Si l’on revient toujours à Platon et Aristote, c’est qu’ils ont posé une fois pour toute, scientifiquement et philosophiquement ce qu’il en est de la Cause et de l’accès à cette Cause ; ce qu’on dénomme le métaphysique. Dès lors, toute science en dépend et toute religion en relève essentiellement.
Platon et Aristote
S’il est encore capital de parler de Platon (v. 428-v. 328) et d’Aristote (384-322), c’est parce que la pensée occidentale y renvoie encore et toujours, par honnêteté intellectuelle, deux mille cinq cents ans plus tard. Tous deux auront été les précurseurs, l’un de la rigueur du discours scientifique, de la logique et de la source métaphysique de toute physique, l’autre de l’accès philosophique possible et pertinent de l’esprit à la réalité métaphysique.

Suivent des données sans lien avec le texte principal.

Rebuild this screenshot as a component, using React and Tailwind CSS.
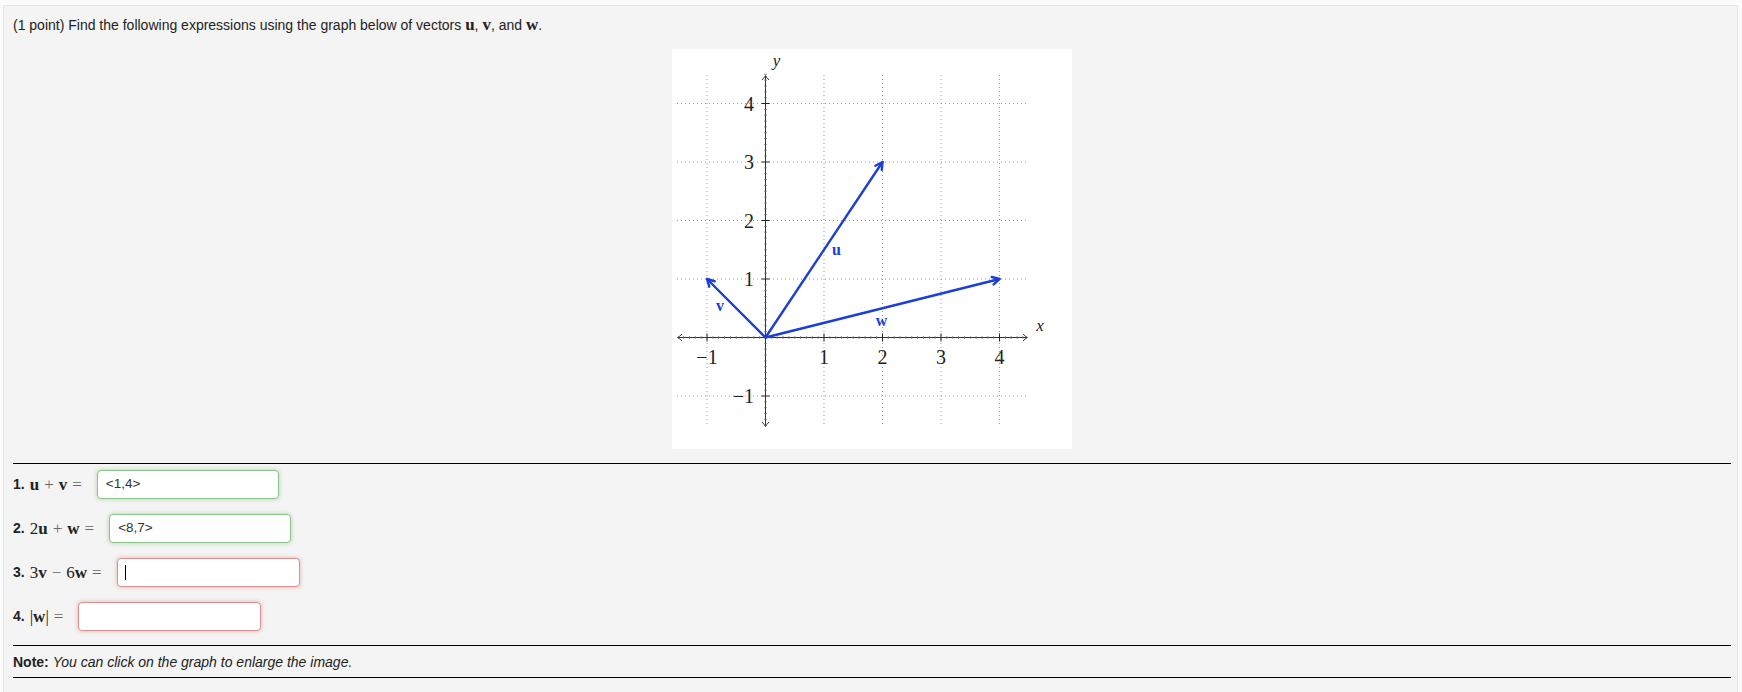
import React from 'react';

const O = { x: 93.5, y: 288.5 };
const U = 58.5;
const px = (x) => O.x + x * U;
const py = (y) => O.y - y * U;
const BLUE = '#1d3fd6';

const arrowHead = (x1, y1, x2, y2, len = 8, spread = 0.5) => {
  const a = Math.atan2(y2 - y1, x2 - x1);
  const l1 = [x2 - len * Math.cos(a - spread), y2 - len * Math.sin(a - spread)];
  const l2 = [x2 - len * Math.cos(a + spread), y2 - len * Math.sin(a + spread)];
  return `M ${l1[0]} ${l1[1]} L ${x2} ${y2} L ${l2[0]} ${l2[1]}`;
};

const Vector = ({ x, y }) => {
  const x2 = px(x);
  const y2 = py(y);
  return (
    <g stroke={BLUE} strokeWidth="2.4" fill="none" strokeLinecap="round" strokeLinejoin="round">
      <line x1={O.x} y1={O.y} x2={x2} y2={y2} />
      <path d={arrowHead(O.x, O.y, x2, y2)} />
    </g>
  );
};

const Graph = () => {
  const gridX = [-1, 1, 2, 3, 4];
  const gridY = [-1, 1, 2, 3, 4];
  const minor = [];
  for (let i = -14; i <= 44; i++) {
    if (i % 10 === 0) continue;
    minor.push(i / 10);
  }
  const minorY = [];
  for (let i = -15; i <= 45; i++) {
    if (i % 10 === 0) continue;
    minorY.push(i / 10);
  }
  const num = { fontFamily: '"Liberation Serif", "DejaVu Serif", serif', fontSize: 20, fill: '#222' };

  return (
    <svg width="400" height="400" viewBox="0 0 400 400" className="block bg-white">
      {/* dotted grid */}
      <g stroke="#9a9a9a" strokeWidth="1" strokeDasharray="1 3">
        {gridX.map((g) => (
          <line key={'gx' + g} x1={px(g)} y1={26} x2={px(g)} y2={378} />
        ))}
        {gridY.map((g) => (
          <line key={'gy' + g} x1={5} y1={py(g)} x2={356} y2={py(g)} />
        ))}
      </g>

      {/* axes */}
      <g stroke="#333" strokeWidth="1" fill="none">
        <line x1={6} y1={O.y} x2={355} y2={O.y} />
        <line x1={O.x} y1={27} x2={O.x} y2={377} />
        <path d={`M 10 ${O.y - 3.5} Q 7 ${O.y - 0.5} 5.5 ${O.y} Q 7 ${O.y + 0.5} 10 ${O.y + 3.5}`} />
        <path d={`M 351 ${O.y - 3.5} Q 354 ${O.y - 0.5} 355.5 ${O.y} Q 354 ${O.y + 0.5} 351 ${O.y + 3.5}`} />
        <path d={`M ${O.x - 3.5} 31 Q ${O.x - 0.5} 28 ${O.x} 26.5 Q ${O.x + 0.5} 28 ${O.x + 3.5} 31`} />
        <path d={`M ${O.x - 3.5} 373 Q ${O.x - 0.5} 376 ${O.x} 377.5 Q ${O.x + 0.5} 376 ${O.x + 3.5} 373`} />
      </g>

      {/* minor ticks */}
      <g stroke="#777" strokeWidth="0.8">
        {minor.map((m) => (
          <line key={'mx' + m} x1={px(m)} y1={O.y - 1.5} x2={px(m)} y2={O.y + 1.5} />
        ))}
        {minorY.map((m) => (
          <line key={'my' + m} x1={O.x - 1.5} y1={py(m)} x2={O.x + 1.5} y2={py(m)} />
        ))}
      </g>

      {/* major ticks */}
      <g stroke="#222" strokeWidth="1">
        {gridX.map((g) => (
          <line key={'tx' + g} x1={px(g)} y1={O.y - 4} x2={px(g)} y2={O.y + 4} />
        ))}
        {gridY.map((g) => (
          <line key={'ty' + g} x1={O.x - 4} y1={py(g)} x2={O.x + 4} y2={py(g)} />
        ))}
      </g>

      {/* tick labels */}
      {gridX.map((g) => (
        <text key={'lx' + g} x={px(g)} y={314.5} textAnchor="middle" style={num}>
          {g < 0 ? '\u2212' + Math.abs(g) : g}
        </text>
      ))}
      {gridY.map((g) => (
        <text key={'ly' + g} x={82} y={py(g) + 7} textAnchor="end" style={num}>
          {g < 0 ? '\u2212' + Math.abs(g) : g}
        </text>
      ))}

      {/* axis names */}
      <text x={104.5} y={17} textAnchor="middle" style={{ ...num, fontSize: 17, fontStyle: 'italic' }}>y</text>
      <text x={368} y={282} textAnchor="middle" style={{ ...num, fontSize: 17, fontStyle: 'italic' }}>x</text>

      {/* vectors */}
      <Vector x={2} y={3} />
      <Vector x={-1} y={1} />
      <Vector x={4} y={1} />

      <g style={{ fontFamily: '"Liberation Serif", "DejaVu Serif", serif', fontSize: 16, fontWeight: 700, fill: BLUE }}>
        <text x={164.5} y={206} textAnchor="middle">u</text>
        <text x={48} y={262} textAnchor="middle">v</text>
        <text x={209.5} y={277} textAnchor="middle">w</text>
      </g>
    </svg>
  );
};

const M = ({ children, bold }) => (
  <span className={`font-['Liberation_Serif','DejaVu_Serif',serif] text-[17px] text-[#222] ${bold ? 'font-bold' : ''}`}>
    {children}
  </span>
);

const Op = ({ children }) => (
  <span className="font-['Liberation_Serif','DejaVu_Serif',serif] text-[17px] text-[#666] mx-[5px]">{children}</span>
);

const AnswerBox = ({ value, state, width, caret }) => {
  const tone =
    state === 'ok'
      ? 'border-[#8cc58c] shadow-[0_0_4px_rgba(92,170,92,0.45)]'
      : 'border-[#dc9090] shadow-[0_0_4px_rgba(210,90,90,0.45)]';
  return (
    <div
      className={`h-[29px] ${width} ml-[10px] bg-white border rounded-[4px] ${tone} flex items-center pl-[8px] text-[13.5px] text-[#333] font-['Liberation_Sans',Arial,sans-serif]`}
    >
      {value}
      {caret && <span className="block w-[1px] h-[15px] bg-black -ml-[1px]" />}
    </div>
  );
};

const Row = ({ n, children, box }) => (
  <div className="flex items-center h-[29px]">
    <span className="font-bold text-[14px] text-[#222] mr-[5px]">{n}.</span>
    {children}
    {box}
  </div>
);

export default function App() {
  return (
    <div className="w-full h-[692px] overflow-hidden bg-[#fbfbfb] pt-[5px] pl-[3px] pr-[4px] font-['Liberation_Sans',Arial,sans-serif]">
      <div className="bg-[#f4f4f4] border border-[#e4e4e4] border-b-0 pl-[9px] pr-[6px] pt-[10px] h-[700px]">
        <p className="text-[14px] leading-[18px] text-[#222]">
          (1 point) Find the following expressions using the graph below of vectors{' '}
          <M bold>u</M>, <M bold>v</M>, and <M bold>w</M>.
        </p>

        <div className="flex justify-center mt-[15px]">
          <Graph />
        </div>

        <div className="mt-[14px] border-t border-black" />

        <div className="flex flex-col gap-[15px] mt-[6px]">
          <Row n="1" box={<AnswerBox value="<1,4>" state="ok" width="w-[182px]" />}>
            <M bold>u</M>
            <Op>+</Op>
            <M bold>v</M>
            <Op>=</Op>
          </Row>
          <Row n="2" box={<AnswerBox value="<8,7>" state="ok" width="w-[182px]" />}>
            <M>2</M>
            <M bold>u</M>
            <Op>+</Op>
            <M bold>w</M>
            <Op>=</Op>
          </Row>
          <Row n="3" box={<AnswerBox value="" state="bad" width="w-[183px]" caret />}>
            <M>3</M>
            <M bold>v</M>
            <Op>−</Op>
            <M>6</M>
            <M bold>w</M>
            <Op>=</Op>
          </Row>
          <Row n="4" box={<AnswerBox value="" state="bad" width="w-[183px]" />}>
            <M>|</M>
            <M bold>w</M>
            <M>|</M>
            <Op>=</Op>
          </Row>
        </div>

        <div className="mt-[14px] border-t border-black" />
        <p className="mt-[7px] text-[14px] leading-[18px] text-[#222]">
          <span className="font-bold">Note:</span> <em>You can click on the graph to enlarge the image.</em>
        </p>
        <div className="mt-[6px] border-t border-black" />
      </div>
    </div>
  );
}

Transcendance et immanence de Dieu
Aristote établit la science physique, montre qu’elle est dépendante de la métaphysique : « si rien n’est premier, absolument rien n’est cause » (Métaphysique I, a c. 2), en établissant une deuxième science qu’il dénomme théologie, et sa distinction entre puissance et acte fera long feu, jusqu’à résoudre le mystère quantique en définissant des plans ontologiques distincts (cf. Wolfgang Smith).

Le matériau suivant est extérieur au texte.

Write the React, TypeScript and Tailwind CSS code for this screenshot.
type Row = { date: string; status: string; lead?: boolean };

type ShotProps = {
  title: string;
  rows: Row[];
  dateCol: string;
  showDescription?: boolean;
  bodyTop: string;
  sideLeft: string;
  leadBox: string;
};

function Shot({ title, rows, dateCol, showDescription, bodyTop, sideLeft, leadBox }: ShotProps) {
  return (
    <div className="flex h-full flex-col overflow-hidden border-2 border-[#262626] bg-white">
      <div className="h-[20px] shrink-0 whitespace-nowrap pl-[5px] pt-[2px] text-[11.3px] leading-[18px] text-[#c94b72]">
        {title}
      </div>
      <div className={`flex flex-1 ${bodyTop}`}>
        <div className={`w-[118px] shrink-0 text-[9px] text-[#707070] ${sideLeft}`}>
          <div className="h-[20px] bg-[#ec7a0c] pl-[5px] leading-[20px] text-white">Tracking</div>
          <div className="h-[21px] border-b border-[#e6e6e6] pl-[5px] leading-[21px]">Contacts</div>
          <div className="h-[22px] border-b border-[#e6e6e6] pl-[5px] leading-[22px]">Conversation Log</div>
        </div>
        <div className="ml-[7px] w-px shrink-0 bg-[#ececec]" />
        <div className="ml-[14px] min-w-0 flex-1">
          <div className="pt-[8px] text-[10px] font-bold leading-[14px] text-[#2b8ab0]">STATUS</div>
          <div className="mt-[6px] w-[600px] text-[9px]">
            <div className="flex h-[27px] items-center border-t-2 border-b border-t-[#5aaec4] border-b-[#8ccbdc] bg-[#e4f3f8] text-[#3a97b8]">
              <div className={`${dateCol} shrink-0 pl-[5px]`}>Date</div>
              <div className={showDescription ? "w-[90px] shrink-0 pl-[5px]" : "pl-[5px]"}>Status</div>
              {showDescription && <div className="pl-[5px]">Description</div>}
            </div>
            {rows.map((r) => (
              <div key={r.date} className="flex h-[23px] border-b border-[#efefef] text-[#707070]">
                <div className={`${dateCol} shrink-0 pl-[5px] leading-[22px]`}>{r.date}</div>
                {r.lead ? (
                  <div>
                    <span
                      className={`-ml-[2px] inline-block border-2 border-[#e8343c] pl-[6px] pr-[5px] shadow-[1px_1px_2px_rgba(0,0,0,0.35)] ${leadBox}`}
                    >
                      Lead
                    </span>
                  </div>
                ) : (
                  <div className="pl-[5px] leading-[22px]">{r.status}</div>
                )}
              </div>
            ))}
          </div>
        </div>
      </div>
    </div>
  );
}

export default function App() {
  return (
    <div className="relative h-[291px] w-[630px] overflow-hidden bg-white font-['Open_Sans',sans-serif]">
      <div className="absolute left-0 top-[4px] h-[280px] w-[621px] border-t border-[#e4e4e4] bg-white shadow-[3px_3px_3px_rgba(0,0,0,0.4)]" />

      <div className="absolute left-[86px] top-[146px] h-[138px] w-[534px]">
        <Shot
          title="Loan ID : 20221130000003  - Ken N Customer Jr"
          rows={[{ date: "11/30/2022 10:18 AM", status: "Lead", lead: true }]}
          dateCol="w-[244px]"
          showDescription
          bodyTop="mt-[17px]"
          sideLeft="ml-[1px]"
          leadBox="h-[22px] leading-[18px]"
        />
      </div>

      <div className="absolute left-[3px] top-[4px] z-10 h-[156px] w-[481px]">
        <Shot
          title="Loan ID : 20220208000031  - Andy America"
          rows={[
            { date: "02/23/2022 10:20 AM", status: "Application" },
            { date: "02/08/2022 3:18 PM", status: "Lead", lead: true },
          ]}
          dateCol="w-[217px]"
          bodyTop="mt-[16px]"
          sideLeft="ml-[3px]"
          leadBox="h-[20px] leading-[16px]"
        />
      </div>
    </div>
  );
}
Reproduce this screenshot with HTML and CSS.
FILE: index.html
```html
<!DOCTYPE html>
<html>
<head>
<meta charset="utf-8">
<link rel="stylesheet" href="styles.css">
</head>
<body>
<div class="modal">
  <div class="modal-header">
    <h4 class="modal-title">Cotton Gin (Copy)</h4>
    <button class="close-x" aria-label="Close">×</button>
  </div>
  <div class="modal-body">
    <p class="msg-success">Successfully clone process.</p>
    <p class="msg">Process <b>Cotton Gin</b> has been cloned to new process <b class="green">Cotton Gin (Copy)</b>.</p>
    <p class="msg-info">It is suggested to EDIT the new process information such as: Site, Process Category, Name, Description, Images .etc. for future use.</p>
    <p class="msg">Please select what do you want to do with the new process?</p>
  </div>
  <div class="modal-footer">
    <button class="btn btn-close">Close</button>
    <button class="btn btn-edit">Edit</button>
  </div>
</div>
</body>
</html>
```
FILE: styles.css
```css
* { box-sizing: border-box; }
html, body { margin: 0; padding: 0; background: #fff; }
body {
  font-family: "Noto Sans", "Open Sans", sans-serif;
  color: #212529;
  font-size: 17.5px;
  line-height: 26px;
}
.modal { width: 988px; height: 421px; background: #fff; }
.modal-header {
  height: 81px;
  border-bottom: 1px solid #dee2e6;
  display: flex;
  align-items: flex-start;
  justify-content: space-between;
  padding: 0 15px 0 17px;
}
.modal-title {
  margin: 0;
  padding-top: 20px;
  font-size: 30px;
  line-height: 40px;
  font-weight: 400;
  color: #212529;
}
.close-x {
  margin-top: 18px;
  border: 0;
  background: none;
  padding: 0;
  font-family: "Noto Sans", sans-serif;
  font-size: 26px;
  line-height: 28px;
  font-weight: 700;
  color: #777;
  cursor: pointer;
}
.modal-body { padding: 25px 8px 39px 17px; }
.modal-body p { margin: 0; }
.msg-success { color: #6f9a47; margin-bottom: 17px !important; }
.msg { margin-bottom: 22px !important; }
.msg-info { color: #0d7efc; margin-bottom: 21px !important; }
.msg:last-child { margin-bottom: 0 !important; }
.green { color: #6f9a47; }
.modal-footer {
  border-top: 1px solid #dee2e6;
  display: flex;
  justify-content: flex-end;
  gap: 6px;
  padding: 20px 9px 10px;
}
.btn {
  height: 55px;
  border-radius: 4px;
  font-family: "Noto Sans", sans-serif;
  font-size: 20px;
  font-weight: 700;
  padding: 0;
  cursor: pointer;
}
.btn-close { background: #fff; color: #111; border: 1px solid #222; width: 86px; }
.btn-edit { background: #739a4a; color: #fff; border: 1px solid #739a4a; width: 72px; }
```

Platon sera allé plus loin, en termes de métaphysique, montrant que le sens (la signifiance) est ingénérable et nous vient par le haut (ce qu’il appelle le monde des Idées). C’est, fondamentalement, la distinction entre la raison, qui calcule et raisonne sous la houlette de la logique, et l’intelligence, qui reçoit le sens « d’en haut ». C’est une chose que de raisonner (la raison), c’en est une autre de comprendre le raisonnement (l’intelligence). Cette réception, commune à tout homme, est une révélation par elle-même.
D’une certaine façon, alors qu’Aristote parvient scientifiquement à la nécessité d’une transcendance (son premier moteur non causé), Platon montre philosophiquement la réalité de l’immanence de cette transcendance – laquelle immanence réside dans ou bien est notre esprit-même, selon la tripartition de l’homme : corps, psyché, esprit.
Transcendant et immanent sont ainsi dans la définition de Dieu, qu’on L’appelle « la cause avant la cause (αἰτίαν πρὸ αἰτίας) » (Archénète /Archytas), le « Principe universel » (Philolaüs), le souverain Bien (Platon), la « Cause première » ou le « premier Moteur immobile » (Aristote), l’« Un-Bien » (Plotin) ou, plus récemment utilisé, le « Principe premier » (Descartes), la « dernière raison des choses » (Leibniz), le Non-Être (Guénon), le Sur-Être (Schuon), la Réalité ultime (Chenique), l’Absolu, la Toute Possibilité, etc., C’est, au plus simple, Dieu, en philosophie comme dans les religions. Cette grande variation du vocabulaire n’est certes pas anodine, mais, dans tous les cas, elle maintient, d’une part, la nécessité d’un « Antécédent » premier, incausable et, d’autre part, sa présence à l’esprit humain.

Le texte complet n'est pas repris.